WORK INSTRUCTIONS
Transcribe the material exactly. Images do not belong in the copy.

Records
• • • •

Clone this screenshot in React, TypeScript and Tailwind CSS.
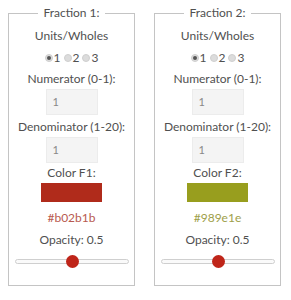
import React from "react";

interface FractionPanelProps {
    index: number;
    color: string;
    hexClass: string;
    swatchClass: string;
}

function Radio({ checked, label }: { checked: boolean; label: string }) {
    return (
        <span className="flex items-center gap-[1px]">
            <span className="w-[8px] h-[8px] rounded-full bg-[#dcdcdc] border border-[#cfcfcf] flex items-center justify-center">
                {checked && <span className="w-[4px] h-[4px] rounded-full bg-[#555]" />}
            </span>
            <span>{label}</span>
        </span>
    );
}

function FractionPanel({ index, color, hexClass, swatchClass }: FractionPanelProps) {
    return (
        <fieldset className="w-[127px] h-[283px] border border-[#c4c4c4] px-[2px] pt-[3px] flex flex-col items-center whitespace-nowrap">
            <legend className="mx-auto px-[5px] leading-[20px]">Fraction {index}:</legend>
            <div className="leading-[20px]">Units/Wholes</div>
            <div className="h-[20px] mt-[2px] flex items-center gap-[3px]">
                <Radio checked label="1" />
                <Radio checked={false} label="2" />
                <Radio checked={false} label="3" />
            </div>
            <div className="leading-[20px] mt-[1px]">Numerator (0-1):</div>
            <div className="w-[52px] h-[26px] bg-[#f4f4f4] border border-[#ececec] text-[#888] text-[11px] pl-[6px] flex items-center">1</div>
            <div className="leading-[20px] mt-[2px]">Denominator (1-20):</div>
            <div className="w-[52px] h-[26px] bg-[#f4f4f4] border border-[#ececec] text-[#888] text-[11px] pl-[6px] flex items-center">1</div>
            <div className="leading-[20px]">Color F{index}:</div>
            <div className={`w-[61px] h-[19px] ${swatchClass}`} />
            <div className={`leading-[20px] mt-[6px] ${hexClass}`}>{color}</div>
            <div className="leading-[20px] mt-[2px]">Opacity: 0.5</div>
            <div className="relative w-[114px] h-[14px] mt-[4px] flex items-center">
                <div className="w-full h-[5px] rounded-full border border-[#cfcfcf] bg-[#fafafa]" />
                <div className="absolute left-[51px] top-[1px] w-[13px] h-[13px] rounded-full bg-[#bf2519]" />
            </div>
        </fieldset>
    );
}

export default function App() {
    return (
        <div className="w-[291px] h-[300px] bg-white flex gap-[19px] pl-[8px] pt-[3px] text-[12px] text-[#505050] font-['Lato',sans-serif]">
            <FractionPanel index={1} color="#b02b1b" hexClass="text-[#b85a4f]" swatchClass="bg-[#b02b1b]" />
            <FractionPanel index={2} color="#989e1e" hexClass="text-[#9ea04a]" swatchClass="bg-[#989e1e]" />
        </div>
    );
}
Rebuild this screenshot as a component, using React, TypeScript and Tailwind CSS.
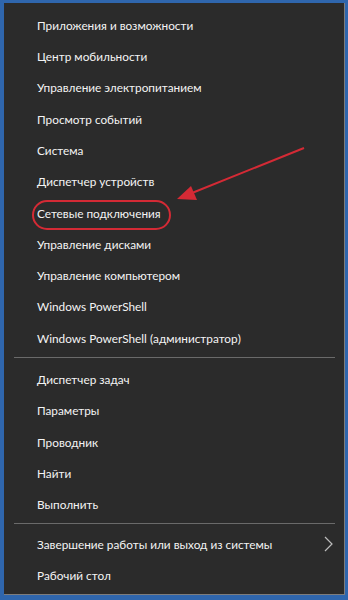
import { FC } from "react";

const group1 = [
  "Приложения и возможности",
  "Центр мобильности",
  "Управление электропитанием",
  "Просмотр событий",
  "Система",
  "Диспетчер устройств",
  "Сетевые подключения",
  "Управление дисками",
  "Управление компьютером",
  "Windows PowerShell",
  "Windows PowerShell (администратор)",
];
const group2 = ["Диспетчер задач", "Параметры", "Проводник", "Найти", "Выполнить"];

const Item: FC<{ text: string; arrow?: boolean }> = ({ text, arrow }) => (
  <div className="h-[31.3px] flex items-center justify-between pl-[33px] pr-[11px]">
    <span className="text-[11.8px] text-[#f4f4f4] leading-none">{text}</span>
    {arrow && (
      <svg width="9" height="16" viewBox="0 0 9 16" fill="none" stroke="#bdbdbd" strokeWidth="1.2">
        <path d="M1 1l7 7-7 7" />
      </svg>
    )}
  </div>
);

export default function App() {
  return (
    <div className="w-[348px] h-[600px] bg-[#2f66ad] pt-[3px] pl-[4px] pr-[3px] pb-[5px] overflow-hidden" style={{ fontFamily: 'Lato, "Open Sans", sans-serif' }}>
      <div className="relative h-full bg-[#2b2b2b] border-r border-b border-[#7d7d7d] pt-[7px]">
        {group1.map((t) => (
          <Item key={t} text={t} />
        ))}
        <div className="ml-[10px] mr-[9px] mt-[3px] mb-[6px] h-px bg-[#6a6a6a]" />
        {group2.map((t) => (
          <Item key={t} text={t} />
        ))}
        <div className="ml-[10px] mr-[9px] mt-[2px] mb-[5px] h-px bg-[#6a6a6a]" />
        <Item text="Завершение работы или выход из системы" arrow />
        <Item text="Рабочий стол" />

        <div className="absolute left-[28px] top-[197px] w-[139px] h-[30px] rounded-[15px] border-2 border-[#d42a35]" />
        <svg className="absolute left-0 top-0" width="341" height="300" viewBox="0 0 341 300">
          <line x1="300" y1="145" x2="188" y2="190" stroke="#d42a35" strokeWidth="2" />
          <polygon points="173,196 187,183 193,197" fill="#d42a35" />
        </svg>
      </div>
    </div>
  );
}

• • • •

COMPLETE ANSWER
Clone this screenshot in React, TypeScript and Tailwind CSS.
import React from "react";

interface FractionPanelProps {
    index: number;
    color: string;
    hexClass: string;
    swatchClass: string;
}

function Radio({ checked, label }: { checked: boolean; label: string }) {
    return (
        <span className="flex items-center gap-[1px]">
            <span className="w-[8px] h-[8px] rounded-full bg-[#dcdcdc] border border-[#cfcfcf] flex items-center justify-center">
                {checked && <span className="w-[4px] h-[4px] rounded-full bg-[#555]" />}
            </span>
            <span>{label}</span>
        </span>
    );
}

function FractionPanel({ index, color, hexClass, swatchClass }: FractionPanelProps) {
    return (
        <fieldset className="w-[127px] h-[283px] border border-[#c4c4c4] px-[2px] pt-[3px] flex flex-col items-center whitespace-nowrap">
            <legend className="mx-auto px-[5px] leading-[20px]">Fraction {index}:</legend>
            <div className="leading-[20px]">Units/Wholes</div>
            <div className="h-[20px] mt-[2px] flex items-center gap-[3px]">
                <Radio checked label="1" />
                <Radio checked={false} label="2" />
                <Radio checked={false} label="3" />
            </div>
            <div className="leading-[20px] mt-[1px]">Numerator (0-1):</div>
            <div className="w-[52px] h-[26px] bg-[#f4f4f4] border border-[#ececec] text-[#888] text-[11px] pl-[6px] flex items-center">1</div>
            <div className="leading-[20px] mt-[2px]">Denominator (1-20):</div>
            <div className="w-[52px] h-[26px] bg-[#f4f4f4] border border-[#ececec] text-[#888] text-[11px] pl-[6px] flex items-center">1</div>
            <div className="leading-[20px]">Color F{index}:</div>
            <div className={`w-[61px] h-[19px] ${swatchClass}`} />
            <div className={`leading-[20px] mt-[6px] ${hexClass}`}>{color}</div>
            <div className="leading-[20px] mt-[2px]">Opacity: 0.5</div>
            <div className="relative w-[114px] h-[14px] mt-[4px] flex items-center">
                <div className="w-full h-[5px] rounded-full border border-[#cfcfcf] bg-[#fafafa]" />
                <div className="absolute left-[51px] top-[1px] w-[13px] h-[13px] rounded-full bg-[#bf2519]" />
            </div>
        </fieldset>
    );
}

export default function App() {
    return (
        <div className="w-[291px] h-[300px] bg-white flex gap-[19px] pl-[8px] pt-[3px] text-[12px] text-[#505050] font-['Lato',sans-serif]">
            <FractionPanel index={1} color="#b02b1b" hexClass="text-[#b85a4f]" swatchClass="bg-[#b02b1b]" />
            <FractionPanel index={2} color="#989e1e" hexClass="text-[#9ea04a]" swatchClass="bg-[#989e1e]" />
        </div>
    );
}
Rebuild this screenshot as a component, using React, TypeScript and Tailwind CSS.
import { FC } from "react";

const group1 = [
  "Приложения и возможности",
  "Центр мобильности",
  "Управление электропитанием",
  "Просмотр событий",
  "Система",
  "Диспетчер устройств",
  "Сетевые подключения",
  "Управление дисками",
  "Управление компьютером",
  "Windows PowerShell",
  "Windows PowerShell (администратор)",
];
const group2 = ["Диспетчер задач", "Параметры", "Проводник", "Найти", "Выполнить"];

const Item: FC<{ text: string; arrow?: boolean }> = ({ text, arrow }) => (
  <div className="h-[31.3px] flex items-center justify-between pl-[33px] pr-[11px]">
    <span className="text-[11.8px] text-[#f4f4f4] leading-none">{text}</span>
    {arrow && (
      <svg width="9" height="16" viewBox="0 0 9 16" fill="none" stroke="#bdbdbd" strokeWidth="1.2">
        <path d="M1 1l7 7-7 7" />
      </svg>
    )}
  </div>
);

export default function App() {
  return (
    <div className="w-[348px] h-[600px] bg-[#2f66ad] pt-[3px] pl-[4px] pr-[3px] pb-[5px] overflow-hidden" style={{ fontFamily: 'Lato, "Open Sans", sans-serif' }}>
      <div className="relative h-full bg-[#2b2b2b] border-r border-b border-[#7d7d7d] pt-[7px]">
        {group1.map((t) => (
          <Item key={t} text={t} />
        ))}
        <div className="ml-[10px] mr-[9px] mt-[3px] mb-[6px] h-px bg-[#6a6a6a]" />
        {group2.map((t) => (
          <Item key={t} text={t} />
        ))}
        <div className="ml-[10px] mr-[9px] mt-[2px] mb-[5px] h-px bg-[#6a6a6a]" />
        <Item text="Завершение работы или выход из системы" arrow />
        <Item text="Рабочий стол" />

        <div className="absolute left-[28px] top-[197px] w-[139px] h-[30px] rounded-[15px] border-2 border-[#d42a35]" />
        <svg className="absolute left-0 top-0" width="341" height="300" viewBox="0 0 341 300">
          <line x1="300" y1="145" x2="188" y2="190" stroke="#d42a35" strokeWidth="2" />
          <polygon points="173,196 187,183 193,197" fill="#d42a35" />
        </svg>
      </div>
    </div>
  );
}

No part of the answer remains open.